There is plenty in An Introduction to New Testament Christology to reinforce those initial impressions of mine. Fr. Brown engages in speculation on the historical authenticity of various passages in the Gospels, and applies form-criticism techniques to the question whether a particular statement of Jesus' represents ipsissima verba or is an insertion back into the Gospel of a later Christian community's understanding of Jesus' words. It's all impressively well-informed and intelligent, and I didn't find any of it especially  persuasive. And when, annotating Jesus' words in John 21:22, Fr. Brown suggests that "the Johannine author of chapter 21 employs casuistry to show that Jesus' promise [about the Beloved Disciple living  until the Second Coming] was not absolute," I think he crosses a line that mustn't be crossed in questioning the veracity of the Gospel record.

But none of that gets at the strongest impression I carried away from reading the book. Fr. Brown is a conscientious practitioner of the historical-critical method of scriptural exegesis, looking at exactly what the Bible text says and drawing whatever conclusions seem valid on the basis of that evidence. He does not argue (as a member of the Jesus Seminar would, for example) that the Bible text itself is the only evidence there can be. On the contrary, Fr. Brown is remarkably and refreshingly humble in defining the limits of his discipline. Here, for example, are two passages that I found impressive in their clarity, their honesty, and their Catholic orthodoxy. The first is Fr. Brown's summary of his position on whether the Gospels clearly depict a Jesus who was (1) all-knowing in keeping with his divinity, and (2) conscious of his own relationship to God the Father:

The issue of Jesus' self-awareness is not the same as the issue of how much knowledge he possessed. Above I have signalled extreme caution about the claim that Jesus knew all things (secular, religious, the future, etc.) -- a claim that runs against much scriptural evidence and (I note for Roman Catholics) in support of which there is no clearly binding church teaching. In reference to Jesus' awareness of  his own identity...the situation is different. There is not a word in the Gospels to indicate that at any stage of his life Jesus was not aware of a unique relationship to God; and although again there may not be a binding church definition that is absolutely clear, this issue is much closer to the heart of the Christian proclamation.

Fr. Brown's answers in this passage raised the further question of their compatibility with one particular Church pronouncement on Jesus' self-knowledge. Pope St. Pius X, in his condemnation of Modernism, identified as error the proposition that "Christ did not always possess the consciousness of his Messianic dignity." Fr. Brown points out that first-century Jews seem to have held widely variant understandings of what the Messiah was to be and that, for this reason, Jesus himself showed some ambivalence in proclaiming or acknowledging himself as the Messiah. To clear up this point -- and specifically to square his own reading of the Gospels with St. Pius X's definitive teaching on the subject -- Fr. Brown continues:

The present discussion of Jesus' attitude toward messianic terminology is perfectly consonant with faith in Jesus' divinity. If I had to phrase a common modern position with an eye on Pius X's statement, I would say that the Gospels always show Jesus conscious of his dignity (which involved a unique relationship to God); they are not clear as to whether he regarded "Messiah," in the sense understood by his contemporaries, adequate to express that dignity.

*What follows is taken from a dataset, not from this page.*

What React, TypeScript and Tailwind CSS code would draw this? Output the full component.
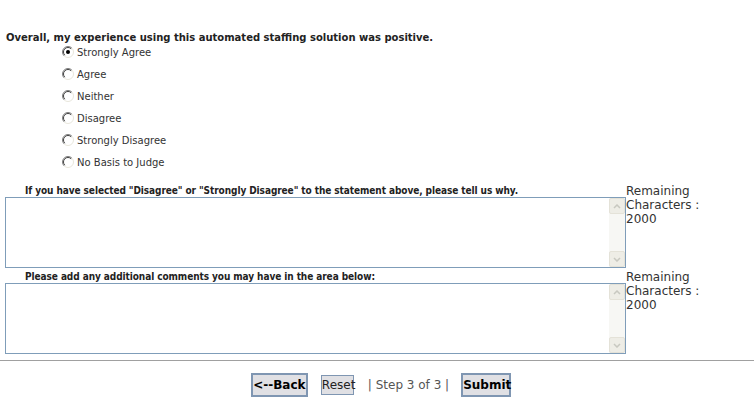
import React, { useState } from 'react';

const options = ['Strongly Agree', 'Agree', 'Neither', 'Disagree', 'Strongly Disagree', 'No Basis to Judge'];

const Radio: React.FC<{ checked: boolean }> = ({ checked }) => (
  <svg width="12" height="12" viewBox="0 0 12 12" className="shrink-0">
    <circle cx="6" cy="6" r="5.5" fill="#fff" />
    <path d="M2.1 9.9 A5.5 5.5 0 0 1 9.9 2.1" fill="none" stroke="#808080" strokeWidth="1" />
    <path d="M2.8 9.2 A4.5 4.5 0 0 1 9.2 2.8" fill="none" stroke="#404040" strokeWidth="1" />
    <path d="M9.9 2.1 A5.5 5.5 0 0 1 2.1 9.9" fill="none" stroke="#e8e6dc" strokeWidth="1" />
    {checked && <circle cx="6" cy="6" r="2" fill="#000" />}
  </svg>
);

const ScrollBox: React.FC = () => (
  <div className="flex h-[71px] w-[621px] border border-[#7f9db9] bg-white">
    <div className="flex-1" />
    <div className="flex w-[16px] flex-col justify-between bg-[#f7f7f4]">
      <div className="flex h-[16px] items-center justify-center rounded-[2px] border border-[#e4e2d8] bg-[#eeede6]">
        <svg width="8" height="5" viewBox="0 0 8 5">
          <path d="M1 4 L4 1 L7 4" fill="none" stroke="#c8c8c0" strokeWidth="1.5" />
        </svg>
      </div>
      <div className="flex h-[16px] items-center justify-center rounded-[2px] border border-[#e4e2d8] bg-[#eeede6]">
        <svg width="8" height="5" viewBox="0 0 8 5">
          <path d="M1 1 L4 4 L7 1" fill="none" stroke="#c8c8c0" strokeWidth="1.5" />
        </svg>
      </div>
    </div>
  </div>
);

const CommentSection: React.FC<{ label: string }> = ({ label }) => (
  <div className="flex pl-[5px]">
    <div className="flex flex-col">
      <div className="h-[13px] pl-[20px] font-['DejaVu_Sans_Condensed','DejaVu_Sans',sans-serif] text-[10px] leading-[13px] font-bold tracking-[-0.08px] text-[#222]">
        {label}
      </div>
      <ScrollBox />
    </div>
    <div className="text-[12px] leading-[14px] text-[#333]">
      Remaining
      <br />
      Characters :
      <br />
      2000
    </div>
  </div>
);

export default function App() {
  const [choice, setChoice] = useState(0);

  return (
    <div className="h-[409px] w-[754px] bg-white font-['DejaVu_Sans',sans-serif] text-[#222]">
      <div className="pt-[31px] pl-[6px] text-[10px] leading-[14px] font-bold">
        Overall, my experience using this automated staffing solution was positive.
      </div>
      <div className="flex flex-col gap-[8px] pl-[62px]">
        {options.map((opt, i) => (
          <div key={opt} className="flex h-[14px] cursor-pointer items-center gap-[3px] text-[10px] text-[#333]" onClick={() => setChoice(i)}>
            <Radio checked={choice === i} />
            <span>{opt}</span>
          </div>
        ))}
      </div>
      <div className="mt-[15px] flex flex-col gap-[2px]">
        <CommentSection label={'If you have selected "Disagree" or "Strongly Disagree" to the statement above, please tell us why.'} />
        <CommentSection label="Please add any additional comments you may have in the area below:" />
      </div>
      <div className="mt-[6px] h-[1px] bg-[#a0a0a0]" />
      <div className="mt-[12px] flex items-center justify-center pl-[8px]">
        <button className="h-[24px] w-[57px] border-2 border-[#7f96b2] bg-[#e0e0e4] text-[12px] font-bold whitespace-nowrap text-black">&lt;--Back</button>
        <button className="ml-[13px] h-[20px] w-[33px] border border-[#7f96b2] bg-[#e0e0e4] text-[12px] whitespace-nowrap text-[#222]">Reset</button>
        <span className="ml-[14px] text-[12px] whitespace-nowrap text-[#555]">| Step 3 of 3 |</span>
        <button className="ml-[12px] h-[24px] w-[50px] border-2 border-[#7f96b2] bg-[#e0e0e4] text-[12px] font-bold whitespace-nowrap text-black">Submit</button>
      </div>
    </div>
  );
}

Here we have a prominent 20th-century Catholic exegete being true to his own understanding of the Gospel texts and simultaneously taking pains to demonstrate that that understanding is solidly within the bounds of (1) specific magisterial teaching and (2) the broader constant tradition of the Church ("the heart of the Christian proclamation," as Fr. Brown puts it). To my unschooled layman's mind, that's a very reassuring example of what Catholic scripture scholarship should be.

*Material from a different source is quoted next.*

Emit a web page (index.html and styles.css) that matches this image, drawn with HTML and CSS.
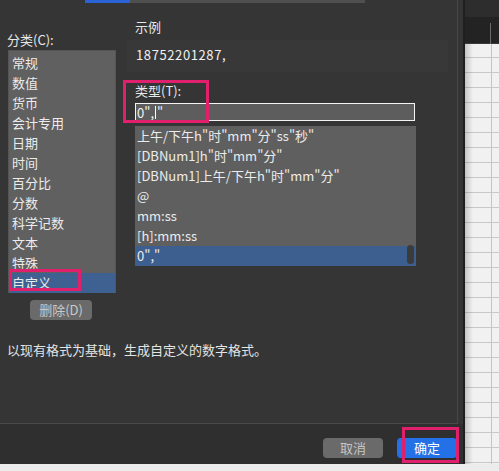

One other thought occurred to me after reading An Introduction to New Testament Christology. Fr. Brown (like all practitioners of the historical-critical method) insists on looking at the scriptural texts themselves, without recourse to patristic or medieval or modern applications of those texts to theological questions. But he does so without denying the usefulness of those other sources of biblical insight for a Catholic. The New Testament, as is often pointed out by Catholic apologists, is a Church document. It is the Church that gave us the Gospels, not the other way around. For the Catholic, as distinct from the scripture scholar, the Bible must be read with the Church -- as the Church reads it. Maybe that explains why modern approaches to scriptural study have undermined Christian orthodoxy among Protestants far more seriously than among Catholics. Without Tradition to illuminate and reinforce it, the Protestant Bible -- so famously sola -- stands exposed to every challenge of the demythologizers and the deconstructionists and the redactionists and the "historical-Jesus" hunters. The adherent to sola scriptura can make no corrective appeal to "the heart of the Christian proclamation," because for him it is the heart of the Christian proclamation that the scholars are challenging.

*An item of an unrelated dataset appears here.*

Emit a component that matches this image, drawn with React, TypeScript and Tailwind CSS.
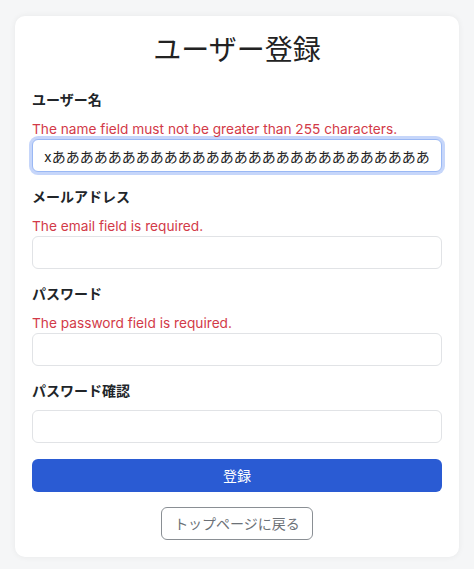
import React from 'react';

interface Field {
  label: string;
  type: string;
  error?: string;
  value?: string;
  focused?: boolean;
}

const fields: Field[] = [
  {
    label: 'ユーザー名',
    type: 'text',
    error: 'The name field must not be greater than 255 characters.',
    value: 'x' + 'あ'.repeat(120),
    focused: true,
  },
  { label: 'メールアドレス', type: 'email', error: 'The email field is required.' },
  { label: 'パスワード', type: 'password', error: 'The password field is required.' },
  { label: 'パスワード確認', type: 'password' },
];

export default function App() {
  return (
    <div
      className="min-h-[569px] bg-[#f5f6f7] pt-[16px] px-[15px] pb-[12px] text-[#212529]"
      style={{ fontFamily: 'Inter, "Noto Sans CJK JP", sans-serif' }}
    >
      <div className="bg-white rounded-[10px] shadow-[0_0_6px_rgba(0,0,0,0.06)] px-[17px] pt-[17px] pb-[17px]">
        <h1 className="text-center text-[28px] leading-[34px] font-normal text-[#222] mb-[23px]">ユーザー登録</h1>

        {fields.map((f, i) => (
          <div key={i} className={i === fields.length - 1 ? 'mb-[16px]' : 'mb-[15px]'}>
            <label className="block text-[14px] leading-[20px] font-bold mb-[9px]">{f.label}</label>
            {f.error && <p className="text-[13.7px] leading-[20px] text-[#d23a48]">{f.error}</p>}
            <input
              type={f.type}
              readOnly
              defaultValue={f.value}
              className={
                'block w-full h-[33px] rounded-[6px] border bg-white px-[11px] text-[14px] text-[#222] outline-none ' +
                (f.focused
                  ? 'border-[#9ab8f4] shadow-[0_0_0_3px_rgba(66,120,240,0.3)]'
                  : 'border-[#e1e3e6]')
              }
            />
          </div>
        ))}

        <button className="block w-full h-[33px] rounded-[6px] bg-[#2a5bd3] text-white text-[14px]">登録</button>

        <div className="flex justify-center mt-[15px]">
          <button className="h-[33px] px-[12px] rounded-[6px] border border-[#8a8f94] text-[#6c7177] text-[14px] bg-white">
            トップページに戻る
          </button>
        </div>
      </div>
    </div>
  );
}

Coincidentally, the current issue of First Things contains a pithy expression of a very similar point. It's in an essay titled "A Richer Bible," by R. R. Reno (sorry -- subscription required to read the whole thing online). Here's the passage that says exactly what I've been trying to.

Historical study of the Bible certainly remains legitimate and perhaps necessary. But as a mode of interpretation it cannot serve as the final authority for Christian readers. Because the Church claims to teach apostolic doctrine, efforts by Christians to explain what the Bible fully and finally says require addressing Church teachings and explaining their truth in relation to the Bible. To do this, we cannot play an ad hoc game of match the doctrine to the verse. We need a biblically shaped metaphysical horizon for biblical interpretation, which is what the Nicene tradition provides.